YOUR GOAL: All material below is to be reproduced exactly.

DATASET EXCERPT:
══════

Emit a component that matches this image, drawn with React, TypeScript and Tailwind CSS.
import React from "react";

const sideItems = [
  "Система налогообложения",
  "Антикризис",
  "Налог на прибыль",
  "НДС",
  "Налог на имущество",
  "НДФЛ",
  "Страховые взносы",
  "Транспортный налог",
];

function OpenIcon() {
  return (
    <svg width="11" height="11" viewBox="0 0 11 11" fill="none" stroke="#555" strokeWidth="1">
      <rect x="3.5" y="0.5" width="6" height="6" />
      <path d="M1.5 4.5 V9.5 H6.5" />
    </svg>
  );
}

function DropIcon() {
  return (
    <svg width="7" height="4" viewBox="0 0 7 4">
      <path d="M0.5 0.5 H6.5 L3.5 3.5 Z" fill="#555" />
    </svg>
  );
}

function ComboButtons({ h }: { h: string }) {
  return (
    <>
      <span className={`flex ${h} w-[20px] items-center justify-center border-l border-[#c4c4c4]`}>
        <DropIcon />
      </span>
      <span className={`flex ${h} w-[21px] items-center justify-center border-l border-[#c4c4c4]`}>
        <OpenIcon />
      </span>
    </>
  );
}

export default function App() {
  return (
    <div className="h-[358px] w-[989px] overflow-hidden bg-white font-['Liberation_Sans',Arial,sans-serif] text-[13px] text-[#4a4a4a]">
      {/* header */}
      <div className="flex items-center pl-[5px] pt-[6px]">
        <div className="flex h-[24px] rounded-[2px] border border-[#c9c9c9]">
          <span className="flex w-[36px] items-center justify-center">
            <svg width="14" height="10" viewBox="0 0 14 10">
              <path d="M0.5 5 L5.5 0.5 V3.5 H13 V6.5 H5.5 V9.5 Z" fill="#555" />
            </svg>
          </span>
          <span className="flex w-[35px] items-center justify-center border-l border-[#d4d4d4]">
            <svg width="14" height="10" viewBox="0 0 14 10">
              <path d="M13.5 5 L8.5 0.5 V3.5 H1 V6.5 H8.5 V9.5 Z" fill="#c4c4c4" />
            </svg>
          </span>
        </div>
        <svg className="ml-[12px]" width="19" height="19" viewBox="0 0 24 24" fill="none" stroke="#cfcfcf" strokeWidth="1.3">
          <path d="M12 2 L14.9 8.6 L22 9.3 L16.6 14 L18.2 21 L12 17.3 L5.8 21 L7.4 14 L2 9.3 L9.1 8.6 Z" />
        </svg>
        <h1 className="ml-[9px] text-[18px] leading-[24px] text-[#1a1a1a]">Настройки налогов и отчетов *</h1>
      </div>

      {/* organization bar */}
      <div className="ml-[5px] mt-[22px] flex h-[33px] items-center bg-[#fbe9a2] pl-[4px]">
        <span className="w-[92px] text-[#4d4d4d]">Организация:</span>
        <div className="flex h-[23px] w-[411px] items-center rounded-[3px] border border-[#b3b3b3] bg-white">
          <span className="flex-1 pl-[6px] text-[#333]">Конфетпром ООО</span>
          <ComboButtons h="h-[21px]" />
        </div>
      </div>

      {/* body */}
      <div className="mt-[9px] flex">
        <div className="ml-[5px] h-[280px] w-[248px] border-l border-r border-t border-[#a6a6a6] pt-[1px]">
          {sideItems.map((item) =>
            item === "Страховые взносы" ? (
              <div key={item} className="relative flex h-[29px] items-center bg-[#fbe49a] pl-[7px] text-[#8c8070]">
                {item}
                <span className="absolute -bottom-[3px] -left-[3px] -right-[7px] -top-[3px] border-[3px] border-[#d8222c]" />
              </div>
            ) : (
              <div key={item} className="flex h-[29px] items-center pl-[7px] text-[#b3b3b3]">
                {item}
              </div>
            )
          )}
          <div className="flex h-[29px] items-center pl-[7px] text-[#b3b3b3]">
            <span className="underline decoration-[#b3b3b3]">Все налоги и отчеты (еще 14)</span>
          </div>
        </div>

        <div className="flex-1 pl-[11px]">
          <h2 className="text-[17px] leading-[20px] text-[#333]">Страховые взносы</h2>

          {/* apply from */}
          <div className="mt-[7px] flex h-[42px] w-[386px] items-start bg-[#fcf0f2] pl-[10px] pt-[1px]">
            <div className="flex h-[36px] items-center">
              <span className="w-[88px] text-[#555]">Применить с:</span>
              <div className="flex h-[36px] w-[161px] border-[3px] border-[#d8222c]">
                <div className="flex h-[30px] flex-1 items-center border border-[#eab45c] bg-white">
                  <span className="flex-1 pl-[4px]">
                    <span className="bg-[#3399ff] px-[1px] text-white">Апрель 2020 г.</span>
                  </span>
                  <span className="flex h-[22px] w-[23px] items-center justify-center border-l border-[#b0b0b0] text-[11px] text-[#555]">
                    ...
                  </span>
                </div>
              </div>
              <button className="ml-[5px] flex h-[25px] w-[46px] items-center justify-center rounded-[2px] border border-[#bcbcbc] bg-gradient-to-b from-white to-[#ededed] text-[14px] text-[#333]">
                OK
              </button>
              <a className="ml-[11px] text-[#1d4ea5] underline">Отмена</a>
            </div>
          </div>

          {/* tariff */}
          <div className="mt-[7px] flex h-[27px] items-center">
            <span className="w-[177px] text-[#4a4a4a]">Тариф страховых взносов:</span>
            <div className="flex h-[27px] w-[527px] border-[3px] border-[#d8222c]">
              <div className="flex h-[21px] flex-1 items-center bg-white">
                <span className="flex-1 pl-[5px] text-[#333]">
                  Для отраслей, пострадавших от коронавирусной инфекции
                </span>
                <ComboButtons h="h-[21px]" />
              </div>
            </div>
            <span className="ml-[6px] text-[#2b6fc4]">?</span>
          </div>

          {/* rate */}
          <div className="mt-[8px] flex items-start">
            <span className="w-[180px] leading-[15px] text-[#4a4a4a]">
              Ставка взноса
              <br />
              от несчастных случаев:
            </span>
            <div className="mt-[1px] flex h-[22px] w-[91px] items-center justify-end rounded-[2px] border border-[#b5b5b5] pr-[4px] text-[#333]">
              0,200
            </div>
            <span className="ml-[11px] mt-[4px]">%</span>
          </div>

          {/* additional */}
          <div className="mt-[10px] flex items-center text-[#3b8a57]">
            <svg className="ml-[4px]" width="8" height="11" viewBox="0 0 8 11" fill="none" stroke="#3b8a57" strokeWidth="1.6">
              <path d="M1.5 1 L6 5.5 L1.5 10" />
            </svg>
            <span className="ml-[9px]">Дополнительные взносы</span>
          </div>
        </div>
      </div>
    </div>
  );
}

══════

ANSWER TO THIS PROBLEM:
Emit a component that matches this image, drawn with React, TypeScript and Tailwind CSS.
import React from "react";

const sideItems = [
  "Система налогообложения",
  "Антикризис",
  "Налог на прибыль",
  "НДС",
  "Налог на имущество",
  "НДФЛ",
  "Страховые взносы",
  "Транспортный налог",
];

function OpenIcon() {
  return (
    <svg width="11" height="11" viewBox="0 0 11 11" fill="none" stroke="#555" strokeWidth="1">
      <rect x="3.5" y="0.5" width="6" height="6" />
      <path d="M1.5 4.5 V9.5 H6.5" />
    </svg>
  );
}

function DropIcon() {
  return (
    <svg width="7" height="4" viewBox="0 0 7 4">
      <path d="M0.5 0.5 H6.5 L3.5 3.5 Z" fill="#555" />
    </svg>
  );
}

function ComboButtons({ h }: { h: string }) {
  return (
    <>
      <span className={`flex ${h} w-[20px] items-center justify-center border-l border-[#c4c4c4]`}>
        <DropIcon />
      </span>
      <span className={`flex ${h} w-[21px] items-center justify-center border-l border-[#c4c4c4]`}>
        <OpenIcon />
      </span>
    </>
  );
}

export default function App() {
  return (
    <div className="h-[358px] w-[989px] overflow-hidden bg-white font-['Liberation_Sans',Arial,sans-serif] text-[13px] text-[#4a4a4a]">
      {/* header */}
      <div className="flex items-center pl-[5px] pt-[6px]">
        <div className="flex h-[24px] rounded-[2px] border border-[#c9c9c9]">
          <span className="flex w-[36px] items-center justify-center">
            <svg width="14" height="10" viewBox="0 0 14 10">
              <path d="M0.5 5 L5.5 0.5 V3.5 H13 V6.5 H5.5 V9.5 Z" fill="#555" />
            </svg>
          </span>
          <span className="flex w-[35px] items-center justify-center border-l border-[#d4d4d4]">
            <svg width="14" height="10" viewBox="0 0 14 10">
              <path d="M13.5 5 L8.5 0.5 V3.5 H1 V6.5 H8.5 V9.5 Z" fill="#c4c4c4" />
            </svg>
          </span>
        </div>
        <svg className="ml-[12px]" width="19" height="19" viewBox="0 0 24 24" fill="none" stroke="#cfcfcf" strokeWidth="1.3">
          <path d="M12 2 L14.9 8.6 L22 9.3 L16.6 14 L18.2 21 L12 17.3 L5.8 21 L7.4 14 L2 9.3 L9.1 8.6 Z" />
        </svg>
        <h1 className="ml-[9px] text-[18px] leading-[24px] text-[#1a1a1a]">Настройки налогов и отчетов *</h1>
      </div>

      {/* organization bar */}
      <div className="ml-[5px] mt-[22px] flex h-[33px] items-center bg-[#fbe9a2] pl-[4px]">
        <span className="w-[92px] text-[#4d4d4d]">Организация:</span>
        <div className="flex h-[23px] w-[411px] items-center rounded-[3px] border border-[#b3b3b3] bg-white">
          <span className="flex-1 pl-[6px] text-[#333]">Конфетпром ООО</span>
          <ComboButtons h="h-[21px]" />
        </div>
      </div>

      {/* body */}
      <div className="mt-[9px] flex">
        <div className="ml-[5px] h-[280px] w-[248px] border-l border-r border-t border-[#a6a6a6] pt-[1px]">
          {sideItems.map((item) =>
            item === "Страховые взносы" ? (
              <div key={item} className="relative flex h-[29px] items-center bg-[#fbe49a] pl-[7px] text-[#8c8070]">
                {item}
                <span className="absolute -bottom-[3px] -left-[3px] -right-[7px] -top-[3px] border-[3px] border-[#d8222c]" />
              </div>
            ) : (
              <div key={item} className="flex h-[29px] items-center pl-[7px] text-[#b3b3b3]">
                {item}
              </div>
            )
          )}
          <div className="flex h-[29px] items-center pl-[7px] text-[#b3b3b3]">
            <span className="underline decoration-[#b3b3b3]">Все налоги и отчеты (еще 14)</span>
          </div>
        </div>

        <div className="flex-1 pl-[11px]">
          <h2 className="text-[17px] leading-[20px] text-[#333]">Страховые взносы</h2>

          {/* apply from */}
          <div className="mt-[7px] flex h-[42px] w-[386px] items-start bg-[#fcf0f2] pl-[10px] pt-[1px]">
            <div className="flex h-[36px] items-center">
              <span className="w-[88px] text-[#555]">Применить с:</span>
              <div className="flex h-[36px] w-[161px] border-[3px] border-[#d8222c]">
                <div className="flex h-[30px] flex-1 items-center border border-[#eab45c] bg-white">
                  <span className="flex-1 pl-[4px]">
                    <span className="bg-[#3399ff] px-[1px] text-white">Апрель 2020 г.</span>
                  </span>
                  <span className="flex h-[22px] w-[23px] items-center justify-center border-l border-[#b0b0b0] text-[11px] text-[#555]">
                    ...
                  </span>
                </div>
              </div>
              <button className="ml-[5px] flex h-[25px] w-[46px] items-center justify-center rounded-[2px] border border-[#bcbcbc] bg-gradient-to-b from-white to-[#ededed] text-[14px] text-[#333]">
                OK
              </button>
              <a className="ml-[11px] text-[#1d4ea5] underline">Отмена</a>
            </div>
          </div>

          {/* tariff */}
          <div className="mt-[7px] flex h-[27px] items-center">
            <span className="w-[177px] text-[#4a4a4a]">Тариф страховых взносов:</span>
            <div className="flex h-[27px] w-[527px] border-[3px] border-[#d8222c]">
              <div className="flex h-[21px] flex-1 items-center bg-white">
                <span className="flex-1 pl-[5px] text-[#333]">
                  Для отраслей, пострадавших от коронавирусной инфекции
                </span>
                <ComboButtons h="h-[21px]" />
              </div>
            </div>
            <span className="ml-[6px] text-[#2b6fc4]">?</span>
          </div>

          {/* rate */}
          <div className="mt-[8px] flex items-start">
            <span className="w-[180px] leading-[15px] text-[#4a4a4a]">
              Ставка взноса
              <br />
              от несчастных случаев:
            </span>
            <div className="mt-[1px] flex h-[22px] w-[91px] items-center justify-end rounded-[2px] border border-[#b5b5b5] pr-[4px] text-[#333]">
              0,200
            </div>
            <span className="ml-[11px] mt-[4px]">%</span>
          </div>

          {/* additional */}
          <div className="mt-[10px] flex items-center text-[#3b8a57]">
            <svg className="ml-[4px]" width="8" height="11" viewBox="0 0 8 11" fill="none" stroke="#3b8a57" strokeWidth="1.6">
              <path d="M1.5 1 L6 5.5 L1.5 10" />
            </svg>
            <span className="ml-[9px]">Дополнительные взносы</span>
          </div>
        </div>
      </div>
    </div>
  );
}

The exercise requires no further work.